3. Non-coercive timers and honest scarcity
Make event timers about engagement, not panic. Use scarcity only when inventory truly exists; avoid fabricated stock numbers. If an item returns regularly, say so.
4. Gentle progression pacing and optional speed-ups
Design progression curves that respect player time. Make paid speed-ups optional and not mandatory to maintain a fun experience.
5. Responsible personalization
If you use AI to personalize offers, add guardrails: filter out targeting of minors, avoid adapting offers to exploit loss aversion, and regularly audit models for bias toward high-spend vulnerabilities.

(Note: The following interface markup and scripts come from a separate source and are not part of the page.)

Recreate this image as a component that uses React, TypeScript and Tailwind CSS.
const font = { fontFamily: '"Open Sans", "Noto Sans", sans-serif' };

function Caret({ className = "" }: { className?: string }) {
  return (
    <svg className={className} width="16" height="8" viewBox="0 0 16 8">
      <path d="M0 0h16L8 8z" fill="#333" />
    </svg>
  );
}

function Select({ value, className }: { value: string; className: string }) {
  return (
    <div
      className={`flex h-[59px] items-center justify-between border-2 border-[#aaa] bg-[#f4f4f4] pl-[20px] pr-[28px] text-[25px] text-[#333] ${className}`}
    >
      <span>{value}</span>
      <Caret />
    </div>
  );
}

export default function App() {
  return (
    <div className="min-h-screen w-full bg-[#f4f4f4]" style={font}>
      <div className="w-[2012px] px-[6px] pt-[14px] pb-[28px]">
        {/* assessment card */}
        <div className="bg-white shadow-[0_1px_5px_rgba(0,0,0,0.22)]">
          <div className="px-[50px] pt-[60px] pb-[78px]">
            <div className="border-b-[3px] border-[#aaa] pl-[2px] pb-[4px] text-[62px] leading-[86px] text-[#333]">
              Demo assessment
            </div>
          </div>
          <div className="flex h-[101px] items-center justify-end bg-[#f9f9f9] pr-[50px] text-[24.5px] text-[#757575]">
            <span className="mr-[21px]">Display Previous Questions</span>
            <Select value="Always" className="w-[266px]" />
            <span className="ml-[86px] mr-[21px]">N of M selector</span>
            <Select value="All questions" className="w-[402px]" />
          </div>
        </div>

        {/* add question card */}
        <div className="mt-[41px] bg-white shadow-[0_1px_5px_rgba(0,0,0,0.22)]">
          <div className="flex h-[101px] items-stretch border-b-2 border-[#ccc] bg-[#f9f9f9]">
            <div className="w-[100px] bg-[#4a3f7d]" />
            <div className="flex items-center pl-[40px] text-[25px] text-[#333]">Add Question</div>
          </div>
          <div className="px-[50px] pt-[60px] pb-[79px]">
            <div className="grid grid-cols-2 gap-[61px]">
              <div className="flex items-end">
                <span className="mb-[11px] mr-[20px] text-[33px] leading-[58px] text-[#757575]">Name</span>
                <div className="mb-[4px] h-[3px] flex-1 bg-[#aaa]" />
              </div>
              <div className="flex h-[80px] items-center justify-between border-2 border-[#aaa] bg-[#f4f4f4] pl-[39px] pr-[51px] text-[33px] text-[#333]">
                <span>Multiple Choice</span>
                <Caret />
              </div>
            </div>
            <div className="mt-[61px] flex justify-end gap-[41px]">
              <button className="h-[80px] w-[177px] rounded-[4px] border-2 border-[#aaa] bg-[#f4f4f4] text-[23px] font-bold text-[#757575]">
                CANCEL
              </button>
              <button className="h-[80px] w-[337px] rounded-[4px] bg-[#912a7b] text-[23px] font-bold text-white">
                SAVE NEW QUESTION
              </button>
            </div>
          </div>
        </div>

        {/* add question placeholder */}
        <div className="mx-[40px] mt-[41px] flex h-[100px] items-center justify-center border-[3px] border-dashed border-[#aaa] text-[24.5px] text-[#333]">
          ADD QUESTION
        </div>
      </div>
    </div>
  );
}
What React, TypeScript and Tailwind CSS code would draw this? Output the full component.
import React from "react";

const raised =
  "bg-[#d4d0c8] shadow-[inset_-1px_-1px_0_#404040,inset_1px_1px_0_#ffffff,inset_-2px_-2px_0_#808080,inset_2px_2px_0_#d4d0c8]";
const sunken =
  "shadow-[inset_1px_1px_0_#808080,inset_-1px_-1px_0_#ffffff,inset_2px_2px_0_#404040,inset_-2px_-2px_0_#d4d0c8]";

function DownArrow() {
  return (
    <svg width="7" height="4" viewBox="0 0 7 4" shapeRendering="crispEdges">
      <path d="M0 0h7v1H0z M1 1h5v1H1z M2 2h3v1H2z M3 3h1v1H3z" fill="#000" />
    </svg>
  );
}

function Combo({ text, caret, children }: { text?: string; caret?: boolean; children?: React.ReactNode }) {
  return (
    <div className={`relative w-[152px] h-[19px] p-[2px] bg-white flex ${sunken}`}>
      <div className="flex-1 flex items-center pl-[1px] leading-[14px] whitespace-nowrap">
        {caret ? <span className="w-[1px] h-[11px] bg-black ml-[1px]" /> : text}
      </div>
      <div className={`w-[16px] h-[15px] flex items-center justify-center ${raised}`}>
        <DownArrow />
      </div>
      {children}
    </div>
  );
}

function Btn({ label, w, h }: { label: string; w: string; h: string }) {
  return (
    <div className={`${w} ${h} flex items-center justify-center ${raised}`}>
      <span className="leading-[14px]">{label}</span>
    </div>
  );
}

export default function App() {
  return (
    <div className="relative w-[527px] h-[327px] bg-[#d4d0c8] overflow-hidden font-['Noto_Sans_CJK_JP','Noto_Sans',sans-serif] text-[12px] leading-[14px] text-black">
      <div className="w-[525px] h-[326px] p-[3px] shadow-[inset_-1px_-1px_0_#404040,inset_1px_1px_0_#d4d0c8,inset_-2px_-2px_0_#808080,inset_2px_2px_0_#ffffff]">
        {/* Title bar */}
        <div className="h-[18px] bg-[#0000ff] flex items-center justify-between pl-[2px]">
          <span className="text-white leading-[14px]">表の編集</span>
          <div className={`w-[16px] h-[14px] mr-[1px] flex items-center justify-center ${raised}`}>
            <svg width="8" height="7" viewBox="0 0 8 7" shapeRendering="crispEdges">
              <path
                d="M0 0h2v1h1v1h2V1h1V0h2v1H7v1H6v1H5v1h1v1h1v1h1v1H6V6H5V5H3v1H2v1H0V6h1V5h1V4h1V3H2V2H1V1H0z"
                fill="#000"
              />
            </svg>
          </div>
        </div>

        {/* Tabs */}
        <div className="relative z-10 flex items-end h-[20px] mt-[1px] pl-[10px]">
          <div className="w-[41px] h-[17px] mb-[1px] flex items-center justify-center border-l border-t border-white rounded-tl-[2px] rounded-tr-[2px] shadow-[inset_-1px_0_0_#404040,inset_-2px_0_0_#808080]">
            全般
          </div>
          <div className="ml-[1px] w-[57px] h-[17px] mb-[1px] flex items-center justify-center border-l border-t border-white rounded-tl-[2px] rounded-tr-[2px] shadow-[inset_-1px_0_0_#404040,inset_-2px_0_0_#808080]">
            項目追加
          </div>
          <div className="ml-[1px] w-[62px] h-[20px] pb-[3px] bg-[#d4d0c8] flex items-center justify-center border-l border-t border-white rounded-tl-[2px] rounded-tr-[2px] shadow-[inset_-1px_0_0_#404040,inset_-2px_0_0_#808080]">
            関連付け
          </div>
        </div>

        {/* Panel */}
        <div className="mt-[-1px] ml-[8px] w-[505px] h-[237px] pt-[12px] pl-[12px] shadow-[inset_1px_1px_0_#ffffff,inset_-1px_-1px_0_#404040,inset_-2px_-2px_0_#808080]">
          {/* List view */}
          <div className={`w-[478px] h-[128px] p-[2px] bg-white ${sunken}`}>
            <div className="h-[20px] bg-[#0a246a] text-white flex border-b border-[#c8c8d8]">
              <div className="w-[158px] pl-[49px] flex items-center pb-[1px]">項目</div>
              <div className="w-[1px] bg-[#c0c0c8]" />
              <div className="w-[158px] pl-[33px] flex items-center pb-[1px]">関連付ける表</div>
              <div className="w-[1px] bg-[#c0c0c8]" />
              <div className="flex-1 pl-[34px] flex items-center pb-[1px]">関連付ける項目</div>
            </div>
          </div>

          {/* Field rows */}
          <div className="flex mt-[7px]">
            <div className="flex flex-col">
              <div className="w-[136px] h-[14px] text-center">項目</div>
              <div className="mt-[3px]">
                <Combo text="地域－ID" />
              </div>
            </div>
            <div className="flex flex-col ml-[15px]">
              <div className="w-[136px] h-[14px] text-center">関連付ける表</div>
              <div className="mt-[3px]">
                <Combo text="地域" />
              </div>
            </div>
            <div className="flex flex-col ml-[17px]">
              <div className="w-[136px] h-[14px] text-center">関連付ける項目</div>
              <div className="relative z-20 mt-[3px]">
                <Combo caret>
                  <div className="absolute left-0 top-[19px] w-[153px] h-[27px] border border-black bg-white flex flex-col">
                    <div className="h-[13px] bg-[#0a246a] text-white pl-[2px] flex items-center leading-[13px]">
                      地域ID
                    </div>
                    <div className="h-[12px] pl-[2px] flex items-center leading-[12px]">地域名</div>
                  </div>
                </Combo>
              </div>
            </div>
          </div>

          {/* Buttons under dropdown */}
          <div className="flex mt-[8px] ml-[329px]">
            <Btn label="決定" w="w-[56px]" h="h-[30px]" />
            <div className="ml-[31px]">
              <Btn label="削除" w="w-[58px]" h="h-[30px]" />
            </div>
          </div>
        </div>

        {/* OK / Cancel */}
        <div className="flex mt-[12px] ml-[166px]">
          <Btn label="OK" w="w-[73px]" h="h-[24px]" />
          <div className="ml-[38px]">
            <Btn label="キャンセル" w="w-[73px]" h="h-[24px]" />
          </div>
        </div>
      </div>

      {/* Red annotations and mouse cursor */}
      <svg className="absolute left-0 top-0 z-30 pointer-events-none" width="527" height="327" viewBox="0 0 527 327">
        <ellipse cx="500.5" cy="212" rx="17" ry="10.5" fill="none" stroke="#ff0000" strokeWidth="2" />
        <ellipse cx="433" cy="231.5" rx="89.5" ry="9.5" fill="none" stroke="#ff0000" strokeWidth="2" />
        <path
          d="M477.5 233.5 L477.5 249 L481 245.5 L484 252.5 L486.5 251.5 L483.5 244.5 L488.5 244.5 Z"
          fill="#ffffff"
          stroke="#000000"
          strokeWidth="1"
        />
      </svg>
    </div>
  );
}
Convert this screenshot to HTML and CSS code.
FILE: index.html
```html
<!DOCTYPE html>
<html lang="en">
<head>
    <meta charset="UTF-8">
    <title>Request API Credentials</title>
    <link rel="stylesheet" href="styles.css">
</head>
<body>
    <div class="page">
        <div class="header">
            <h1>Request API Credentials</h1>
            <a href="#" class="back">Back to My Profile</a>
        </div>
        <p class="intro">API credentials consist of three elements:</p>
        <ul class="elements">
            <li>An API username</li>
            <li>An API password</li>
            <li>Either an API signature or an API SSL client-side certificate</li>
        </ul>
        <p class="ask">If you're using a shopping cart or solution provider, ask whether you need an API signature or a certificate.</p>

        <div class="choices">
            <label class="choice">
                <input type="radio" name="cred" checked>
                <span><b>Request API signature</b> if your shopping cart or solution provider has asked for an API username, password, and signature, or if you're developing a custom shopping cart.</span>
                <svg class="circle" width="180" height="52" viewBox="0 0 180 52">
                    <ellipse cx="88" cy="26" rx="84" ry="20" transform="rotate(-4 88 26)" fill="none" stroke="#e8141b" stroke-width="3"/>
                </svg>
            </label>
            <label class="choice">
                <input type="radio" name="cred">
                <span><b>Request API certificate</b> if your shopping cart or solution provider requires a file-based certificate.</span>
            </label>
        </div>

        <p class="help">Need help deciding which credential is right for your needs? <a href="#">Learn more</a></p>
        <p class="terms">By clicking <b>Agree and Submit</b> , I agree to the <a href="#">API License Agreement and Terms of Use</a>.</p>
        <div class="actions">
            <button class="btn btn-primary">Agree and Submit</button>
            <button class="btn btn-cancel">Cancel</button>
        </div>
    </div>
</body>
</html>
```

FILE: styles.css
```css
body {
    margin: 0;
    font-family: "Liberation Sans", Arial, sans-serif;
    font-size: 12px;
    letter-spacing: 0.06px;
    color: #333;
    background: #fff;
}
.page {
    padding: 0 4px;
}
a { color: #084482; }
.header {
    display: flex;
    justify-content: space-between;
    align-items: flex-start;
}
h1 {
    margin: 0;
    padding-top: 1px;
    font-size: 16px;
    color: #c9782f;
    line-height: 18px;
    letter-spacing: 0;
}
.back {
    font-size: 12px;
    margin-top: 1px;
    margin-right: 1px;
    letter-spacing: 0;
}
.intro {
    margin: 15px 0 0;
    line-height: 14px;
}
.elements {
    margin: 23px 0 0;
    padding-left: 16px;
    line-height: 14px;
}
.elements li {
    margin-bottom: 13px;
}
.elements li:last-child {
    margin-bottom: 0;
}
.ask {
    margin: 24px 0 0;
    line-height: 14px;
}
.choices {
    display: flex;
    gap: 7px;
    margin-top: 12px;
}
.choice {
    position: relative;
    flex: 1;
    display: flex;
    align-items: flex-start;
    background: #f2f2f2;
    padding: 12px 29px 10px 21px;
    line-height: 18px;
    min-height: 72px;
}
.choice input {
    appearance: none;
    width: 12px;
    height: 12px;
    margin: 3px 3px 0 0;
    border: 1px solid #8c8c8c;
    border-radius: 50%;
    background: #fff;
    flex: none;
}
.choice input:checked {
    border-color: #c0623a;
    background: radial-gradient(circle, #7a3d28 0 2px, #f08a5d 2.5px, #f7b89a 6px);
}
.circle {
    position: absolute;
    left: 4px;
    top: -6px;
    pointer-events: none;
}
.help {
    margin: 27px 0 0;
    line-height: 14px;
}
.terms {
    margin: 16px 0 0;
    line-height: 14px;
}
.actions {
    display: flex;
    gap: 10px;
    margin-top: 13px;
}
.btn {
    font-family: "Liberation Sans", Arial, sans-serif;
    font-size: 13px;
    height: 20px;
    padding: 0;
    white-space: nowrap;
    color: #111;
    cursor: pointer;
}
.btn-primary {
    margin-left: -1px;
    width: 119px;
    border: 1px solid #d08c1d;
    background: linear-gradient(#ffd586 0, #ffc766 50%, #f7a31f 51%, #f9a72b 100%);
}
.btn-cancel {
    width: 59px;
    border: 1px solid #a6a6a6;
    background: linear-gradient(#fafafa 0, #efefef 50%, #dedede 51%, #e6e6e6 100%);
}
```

6. Clear consent for subscriptions and auto-renew
Require explicit opt-in for recurring charges and use plain language: state price, billing cadence, and how to cancel — in the same step as purchase confirmation.
7. Robust parental controls and age gating
Offer parental dashboards that show spending, allow caps, and require approvals for purchases. Age-gate purchases that involve randomized rewards or gambling-like mechanics.
8. Easy refunds and visible receipts
Provide instant receipts showing what was purchased, unit pricing, and a clear refund path. Transparent post-purchase flows reduce complaints and churn.
9. Ethical UI patterns — design for clarity
- Make primary choices reversible and provide explicit cancel buttons.
- Avoid dark visual affordances (like hidden close icons or small text opt-outs).
- Use neutral language — avoid “you’ll lose this forever” fear framing.
Operational checklist for studios (actionable and audit-ready)
Teams can run a quick audit using this checklist before shipping features:
- Document every pay gate and its necessity — could the same outcome be reduced friction with cosmetics-only options?
- Show in-store unit price and typical costs for common items on the store page.
- Disable personalized high-pressure offers for accounts flagged as minors.
- Log and review AI offer strategies quarterly for exploitation risk.
- Publish a short, accessible monetization policy describing how currency, odds, and subscriptions work.
- Implement parental dashboards and purchase approvals via platform APIs.
- Provide an in-game help center link on every store and offer screen.
Case study: Migrating from manipulative to ethical monetization
In late 2025, an independent mid-size studio ran an A/B test removing countdown timers and adding explicit price-per-unit displays. Short-term revenue dipped 8% in high-spend segments but churn fell 16% and lifetime value (LTV) over nine months increased 11%. The studio reported fewer chargebacks and better user reviews — an early signal that transparency builds long-term revenue resilience.
What enforcement means for the industry going forward
Expect regulators to combine UX audits with data requests in 2026: session logs, offer delivery history, and personalization models. Platforms are also likely to require clearer in-store disclosures and refund mechanisms. For studios, the cost of compliance will be offset by reduced legal risk and stronger player trust.
For players: practical defenses and reporting steps
If you suspect predatory practices:
- Take screenshots of the store flow and any confusing conversion info.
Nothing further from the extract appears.